Technical challenges in AI agent development

From: aidotengineer

AI agents, particularly personal ones, hold significant potential for augmenting daily life by taking actions on a user’s behalf and leveraging extensive life context [00:02:40]. However, there are notable challenges in their development, especially when aiming for local and private operation.

What is an AI Agent?

An AI agent is defined as something that can take action in the world [00:03:05]. Unlike an aggregator, which only gathers context and processes information, an agent possesses “agency” and can perform actions [00:03:05]. For instance, a news aggregator like Swix’s AI news is not an agent because it cannot act [00:03:01].

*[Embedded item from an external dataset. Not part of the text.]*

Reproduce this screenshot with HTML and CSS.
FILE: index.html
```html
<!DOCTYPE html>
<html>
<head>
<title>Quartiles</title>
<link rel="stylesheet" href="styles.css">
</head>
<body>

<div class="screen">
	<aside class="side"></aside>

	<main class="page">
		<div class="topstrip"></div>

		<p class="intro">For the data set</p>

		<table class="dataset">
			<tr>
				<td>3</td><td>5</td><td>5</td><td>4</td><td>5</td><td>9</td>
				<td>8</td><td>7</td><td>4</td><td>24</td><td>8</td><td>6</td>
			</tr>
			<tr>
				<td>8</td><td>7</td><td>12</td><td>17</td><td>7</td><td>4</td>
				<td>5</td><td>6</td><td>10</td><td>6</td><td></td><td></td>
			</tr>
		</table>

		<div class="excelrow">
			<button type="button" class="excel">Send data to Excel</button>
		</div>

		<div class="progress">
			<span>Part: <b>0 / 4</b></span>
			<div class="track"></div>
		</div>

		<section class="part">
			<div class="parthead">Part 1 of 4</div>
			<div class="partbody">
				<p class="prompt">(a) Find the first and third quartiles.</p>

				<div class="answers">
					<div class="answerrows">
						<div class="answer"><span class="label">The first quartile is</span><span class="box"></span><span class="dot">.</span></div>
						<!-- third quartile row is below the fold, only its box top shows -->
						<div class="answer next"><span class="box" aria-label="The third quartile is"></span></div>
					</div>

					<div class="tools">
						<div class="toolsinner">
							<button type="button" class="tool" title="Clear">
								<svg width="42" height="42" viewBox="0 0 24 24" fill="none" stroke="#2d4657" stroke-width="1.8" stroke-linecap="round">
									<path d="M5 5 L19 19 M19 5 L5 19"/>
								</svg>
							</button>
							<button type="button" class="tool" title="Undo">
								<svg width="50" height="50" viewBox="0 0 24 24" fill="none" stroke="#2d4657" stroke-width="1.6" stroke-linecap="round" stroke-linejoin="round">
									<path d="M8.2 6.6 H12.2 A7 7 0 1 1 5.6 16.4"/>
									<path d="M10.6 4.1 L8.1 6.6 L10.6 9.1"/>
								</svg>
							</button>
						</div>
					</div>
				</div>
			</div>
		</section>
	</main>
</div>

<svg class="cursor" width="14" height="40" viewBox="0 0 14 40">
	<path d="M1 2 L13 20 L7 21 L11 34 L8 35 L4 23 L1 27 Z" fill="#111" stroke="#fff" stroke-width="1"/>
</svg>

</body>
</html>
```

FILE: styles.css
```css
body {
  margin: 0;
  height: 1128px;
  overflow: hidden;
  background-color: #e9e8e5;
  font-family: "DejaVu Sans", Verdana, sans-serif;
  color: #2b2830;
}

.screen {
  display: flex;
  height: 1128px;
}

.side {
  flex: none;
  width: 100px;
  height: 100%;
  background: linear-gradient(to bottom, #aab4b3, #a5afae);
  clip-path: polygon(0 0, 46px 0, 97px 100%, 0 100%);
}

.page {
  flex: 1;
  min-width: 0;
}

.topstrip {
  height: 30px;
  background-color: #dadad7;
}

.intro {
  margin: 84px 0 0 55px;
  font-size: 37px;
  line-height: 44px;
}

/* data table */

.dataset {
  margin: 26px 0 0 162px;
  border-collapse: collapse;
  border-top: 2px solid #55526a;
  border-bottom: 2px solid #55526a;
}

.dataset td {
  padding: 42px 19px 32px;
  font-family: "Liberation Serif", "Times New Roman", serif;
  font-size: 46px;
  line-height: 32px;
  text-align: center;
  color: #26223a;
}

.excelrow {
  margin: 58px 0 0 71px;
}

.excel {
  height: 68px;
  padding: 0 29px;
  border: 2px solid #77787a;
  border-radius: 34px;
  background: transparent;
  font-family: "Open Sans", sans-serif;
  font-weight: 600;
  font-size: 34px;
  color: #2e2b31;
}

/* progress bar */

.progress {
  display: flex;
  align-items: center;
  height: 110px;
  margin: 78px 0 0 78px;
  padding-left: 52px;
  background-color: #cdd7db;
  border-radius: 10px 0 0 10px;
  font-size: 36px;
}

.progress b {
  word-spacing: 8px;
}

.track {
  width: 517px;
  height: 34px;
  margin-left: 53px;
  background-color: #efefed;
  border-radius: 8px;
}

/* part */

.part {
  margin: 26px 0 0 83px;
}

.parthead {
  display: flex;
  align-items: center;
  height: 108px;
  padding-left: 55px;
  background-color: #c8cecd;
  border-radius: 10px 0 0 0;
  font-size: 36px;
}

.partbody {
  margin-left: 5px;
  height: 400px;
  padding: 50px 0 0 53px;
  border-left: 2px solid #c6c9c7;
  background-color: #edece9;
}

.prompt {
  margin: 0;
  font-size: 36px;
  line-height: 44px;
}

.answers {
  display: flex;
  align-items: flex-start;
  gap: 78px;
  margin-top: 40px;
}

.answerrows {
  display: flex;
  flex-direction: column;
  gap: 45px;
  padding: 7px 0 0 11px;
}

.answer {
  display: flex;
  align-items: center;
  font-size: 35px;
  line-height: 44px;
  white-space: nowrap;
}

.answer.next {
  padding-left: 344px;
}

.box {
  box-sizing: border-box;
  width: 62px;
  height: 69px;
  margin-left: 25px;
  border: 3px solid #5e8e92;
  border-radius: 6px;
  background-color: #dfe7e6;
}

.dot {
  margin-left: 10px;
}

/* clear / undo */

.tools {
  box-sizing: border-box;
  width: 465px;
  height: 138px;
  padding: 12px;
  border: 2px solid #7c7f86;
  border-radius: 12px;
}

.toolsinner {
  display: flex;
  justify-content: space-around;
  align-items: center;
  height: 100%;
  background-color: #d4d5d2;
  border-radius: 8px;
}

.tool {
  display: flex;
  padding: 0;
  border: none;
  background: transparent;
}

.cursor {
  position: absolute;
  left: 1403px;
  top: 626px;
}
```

A highly intelligent agent becomes largely useless without the appropriate context [00:03:21]. If an agent lacks access to relevant information sources (e.g., iMessage for prescription renewals [00:03:32], Venmo for financial transactions [00:04:08]), its responses can be unreliable and irritating, making it difficult for users to trust its utility [00:04:17].

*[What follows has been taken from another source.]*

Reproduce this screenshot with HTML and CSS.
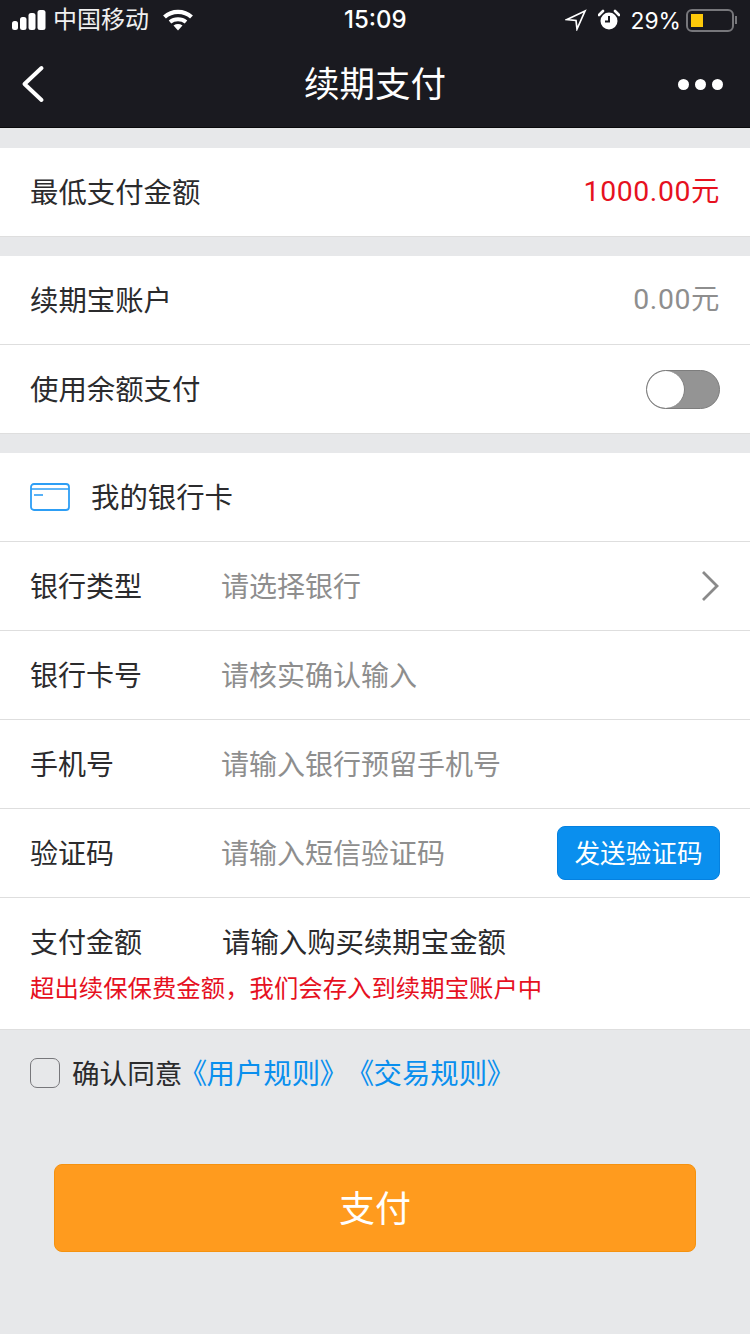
FILE: index.html
```html
<!DOCTYPE html>
<html lang="en">
<head>
  <meta charset="utf-8">
  <title>续期支付</title>
  <link rel="stylesheet" href="styles.css">
</head>
<body>

<!-- Status bar -->
<header class="top">
  <div class="status">
    <div class="status-left">
      <svg class="signal" width="34" height="20" viewBox="0 0 34 20">
        <rect x="0" y="11" width="6" height="9" rx="2.5" fill="#fff"/>
        <rect x="8" y="7" width="6.5" height="13" rx="2.5" fill="#fff"/>
        <rect x="16.5" y="3" width="7" height="17" rx="2.5" fill="#fff"/>
        <rect x="25.5" y="0" width="8" height="20" rx="2.5" fill="#fff"/>
      </svg>
      <span class="carrier">中国移动</span>
      <svg class="wifi" width="30" height="22" viewBox="0 0 30 22">
        <path d="M1.5 8C9 1.2 21 1.2 28.5 8" fill="none" stroke="#fff" stroke-width="4.2"/>
        <path d="M7 13C11.5 9.4 18.5 9.4 23 13" fill="none" stroke="#fff" stroke-width="4"/>
        <path d="M10.5 16.5C13.5 14.6 16.5 14.6 19.5 16.5L15 21.5Z" fill="#fff"/>
      </svg>
    </div>
    <div class="clock">15:09</div>
    <div class="status-right">
      <svg width="22" height="22" viewBox="0 0 22 22">
        <path d="M20 2L2 10.5L11 11.5L12 20Z" fill="none" stroke="#fff" stroke-width="1.7" stroke-linejoin="miter"/>
      </svg>
      <svg class="alarm" width="22" height="22" viewBox="0 0 22 22">
        <circle cx="11" cy="12" r="8.5" fill="#fff"/>
        <path d="M11 7V12.5H7" fill="none" stroke="#1a1a20" stroke-width="2"/>
        <path d="M1 6L5 2M21 6L17 2" stroke="#fff" stroke-width="2.6" stroke-linecap="round"/>
      </svg>
      <span class="percent">29%</span>
      <div class="battery"><div class="battery-level"></div></div>
      <div class="battery-tip"></div>
    </div>
  </div>

  <!-- Nav bar -->
  <nav class="nav">
    <svg class="back" width="24" height="38" viewBox="0 0 24 38">
      <path d="M20.5 3L3.5 19L20.5 35" fill="none" stroke="#fff" stroke-width="4" stroke-linecap="round" stroke-linejoin="round"/>
    </svg>
    <h1 class="nav-title">续期支付</h1>
    <div class="more"><i></i><i></i><i></i></div>
  </nav>
</header>

<section class="group">
  <div class="row">
    <span class="label">最低支付金额</span>
    <span class="amount red">1000.00元</span>
  </div>
</section>

<section class="group">
  <div class="row">
    <span class="label">续期宝账户</span>
    <span class="amount grey">0.00元</span>
  </div>
  <div class="row">
    <span class="label">使用余额支付</span>
    <div class="switch"><div class="knob"></div></div>
  </div>
</section>

<section class="group">
  <div class="row card-head">
    <svg width="40" height="28" viewBox="0 0 40 28">
      <rect x="1" y="1" width="38" height="26" rx="3" fill="none" stroke="#2d9ef5" stroke-width="1.8"/>
      <path d="M1 6H39" stroke="#2d9ef5" stroke-width="1.4"/>
      <path d="M4 12H13" stroke="#2d9ef5" stroke-width="1.6"/>
    </svg>
    <span class="label">我的银行卡</span>
  </div>
  <div class="row">
    <span class="label field-name">银行类型</span>
    <span class="hint">请选择银行</span>
    <svg class="chevron" width="20" height="32" viewBox="0 0 20 32">
      <path d="M3 2L17 16L3 30" fill="none" stroke="#8a8a8a" stroke-width="2.8"/>
    </svg>
  </div>
  <div class="row">
    <span class="label field-name">银行卡号</span>
    <span class="hint">请核实确认输入</span>
  </div>
  <div class="row">
    <span class="label field-name">手机号</span>
    <span class="hint">请输入银行预留手机号</span>
  </div>
  <div class="row">
    <span class="label field-name">验证码</span>
    <span class="hint">请输入短信验证码</span>
    <button class="send-btn">发送验证码</button>
  </div>
  <div class="pay-block">
    <div class="pay-line">
      <span class="label field-name">支付金额</span>
      <span class="label">请输入购买续期宝金额</span>
    </div>
    <p class="warn">超出续保保费金额，我们会存入到续期宝账户中</p>
  </div>
</section>

<div class="agree">
  <div class="check"></div>
  <span class="label agree-text">确认同意</span>
  <div class="rules">
    <span>《用户规则》</span>
    <span>《交易规则》</span>
  </div>
</div>

<div class="pay-wrap">
  <button class="pay-btn">支付</button>
</div>

</body>
</html>
```

FILE: styles.css
```css
* {
  box-sizing: border-box;
}
body {
  margin: 0;
  height: 1334px;
  overflow: hidden;
  background: #e7e8ea;
  color: #2b2b2d;
  font-family: "Noto Sans CJK SC", sans-serif;
  font-size: 28px;
}
.top {
  height: 128px;
  background: #1a1a20;
  border-bottom: 1px solid #0a0a0c;
  color: #fff;
}
.status {
  height: 40px;
  padding: 0 12px;
  display: flex;
  justify-content: space-between;
  align-items: center;
  position: relative;
}
.status-left, .status-right {
  display: flex;
  align-items: center;
}
.carrier {
  font-size: 24px;
  line-height: 30px;
  margin: 0 0 4px 7px;
  color: #f0f0f0;
}
.wifi {
  margin-left: 14px;
}
.clock {
  position: absolute;
  left: 344px;
  top: 5px;
  font-family: Inter, sans-serif;
  font-size: 24px;
  font-weight: 500;
  line-height: 30px;
}
.alarm {
  margin-left: 11px;
}
.percent {
  font-family: Inter, sans-serif;
  font-size: 22.8px;
  margin-left: 11px;
}
.battery {
  width: 48px;
  height: 23px;
  margin-left: 5px;
  padding: 3px;
  border: 2px solid #77777b;
  border-radius: 6px;
}
.battery-level {
  width: 12px;
  height: 100%;
  background: #fdc90a;
}
.battery-tip {
  width: 2px;
  height: 8px;
  margin-left: 1px;
  margin-right: 1px;
  background: #77777b;
}
.nav {
  height: 87px;
  padding: 0 27px 0 21px;
  display: flex;
  justify-content: space-between;
  align-items: center;
  position: relative;
}
.nav-title {
  position: absolute;
  left: 0;
  right: 0;
  margin: -4px 0 0;
  text-align: center;
  font-size: 35.5px;
  font-weight: normal;
  line-height: 50px;
}
.more {
  display: flex;
  gap: 6px;
  margin-top: 2px;
}
.more i {
  width: 11px;
  height: 11px;
  border-radius: 50%;
  background: #fff;
}
.group {
  margin-top: 19px;
  background: #fff;
  border-bottom: 1px solid #dedede;
}
.top + .group {
  margin-top: 20px;
}
.row {
  height: 89px;
  padding: 0 30px;
  display: flex;
  align-items: center;
  border-bottom: 1px solid #dedede;
}
.row:last-child {
  height: 88px;
  border-bottom: none;
}
.label {
  font-size: 28.4px;
  color: #2b2b2d;
  line-height: 40px;
  margin-bottom: 2px;
}
.amount {
  margin-left: auto;
  font-family: Roboto, "Noto Sans CJK SC", sans-serif;
  font-size: 28.4px;
  letter-spacing: 0.6px;
  line-height: 40px;
}
.red {
  color: #e6111f;
}
.grey {
  color: #8e8e8e;
}
.switch {
  margin-left: auto;
  width: 74px;
  height: 39px;
  border-radius: 20px;
  background: #949494;
  border: 1px solid #7d7d7d;
  overflow: hidden;
}
.knob {
  width: 38px;
  height: 37px;
  border-radius: 50%;
  background: #fff;
  border-right: 1px solid #7d7d7d;
}
.card-head {
  gap: 21px;
}
.field-name {
  flex: 0 0 192px;
  font-size: 28px;
}
.hint {
  font-size: 28px;
  color: #8e8e8e;
  white-space: nowrap;
  line-height: 40px;
  margin: 0 0 2px -1px;
}
.chevron {
  margin-left: auto;
}
.send-btn {
  margin-left: auto;
  width: 163px;
  height: 54px;
  padding: 0 0 3px;
  border: 1px solid #0581e0;
  border-radius: 8px;
  background: #0a8fee;
  color: #fff;
  font-family: inherit;
  font-size: 25.6px;
}
.pay-block {
  height: 131px;
  padding: 24px 30px 0;
}
.pay-line {
  display: flex;
  align-items: center;
  height: 40px;
}
.warn {
  margin: 7px 0 0;
  font-size: 24.4px;
  line-height: 36px;
  color: #e6111f;
  white-space: nowrap;
}
.agree {
  height: 87px;
  padding: 0 0 2px 30px;
  display: flex;
  align-items: center;
}
.check {
  width: 30px;
  height: 30px;
  margin-right: 12px;
  border: 1px solid #77777b;
  border-radius: 7px;
}
.agree-text {
  font-size: 27.6px;
}
.rules {
  display: flex;
  gap: 25px;
  margin: 0 0 2px 10px;
  font-size: 28.4px;
  color: #0a8fee;
  white-space: nowrap;
  line-height: 40px;
  font-feature-settings: "palt";
}
.pay-wrap {
  padding: 47px 54px 0;
}
.pay-btn {
  display: block;
  width: 100%;
  height: 88px;
  padding: 0 0 4px;
  border: 1px solid #f5920f;
  border-radius: 8px;
  background: #ff9b1e;
  color: #fff;
  font-family: inherit;
  font-size: 36px;
}
```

Why Local and Private Agents?

There are several compelling reasons to advocate for local and private personal AI agents over cloud-based services:

Control and Trust: Traditional digital services like cloud email operate on simple, predictable mental models (e.g., “email in, reply out”) [00:08:01], fostering trust. However, AI agents have a powerful and often unpredictable action space [00:08:55]. Users may become uncomfortable if an agent can take actions on their behalf without full control, such as auto-replying to a boss inappropriately [00:08:31]. Furthermore, online services may prioritize monetization, potentially leading agents to make biased decisions (e.g., recommending products that offer kickbacks) [00:09:09]. Given the intimate nature of personal data, maintaining control is crucial [00:09:28].
Decentralization: Centralized ecosystems often create “walled gardens” that limit interoperability [00:09:55]. Relying on one ecosystem for a personal agent that performs diverse actions in daily life could lead to undesirable dependencies and restrictions [00:10:04].
Privacy (“Thought Crimes”): A personal agent intimately augments a user, potentially handling queries or thoughts that would never be vocalized publicly [00:11:02]. Cloud providers, even with enterprise-grade contracts, might be legally mandated to perform logging and safety checks [00:11:36]. To avoid any risk of being “punished for thought crimes,” keeping personal agents local is a powerful argument [00:11:50].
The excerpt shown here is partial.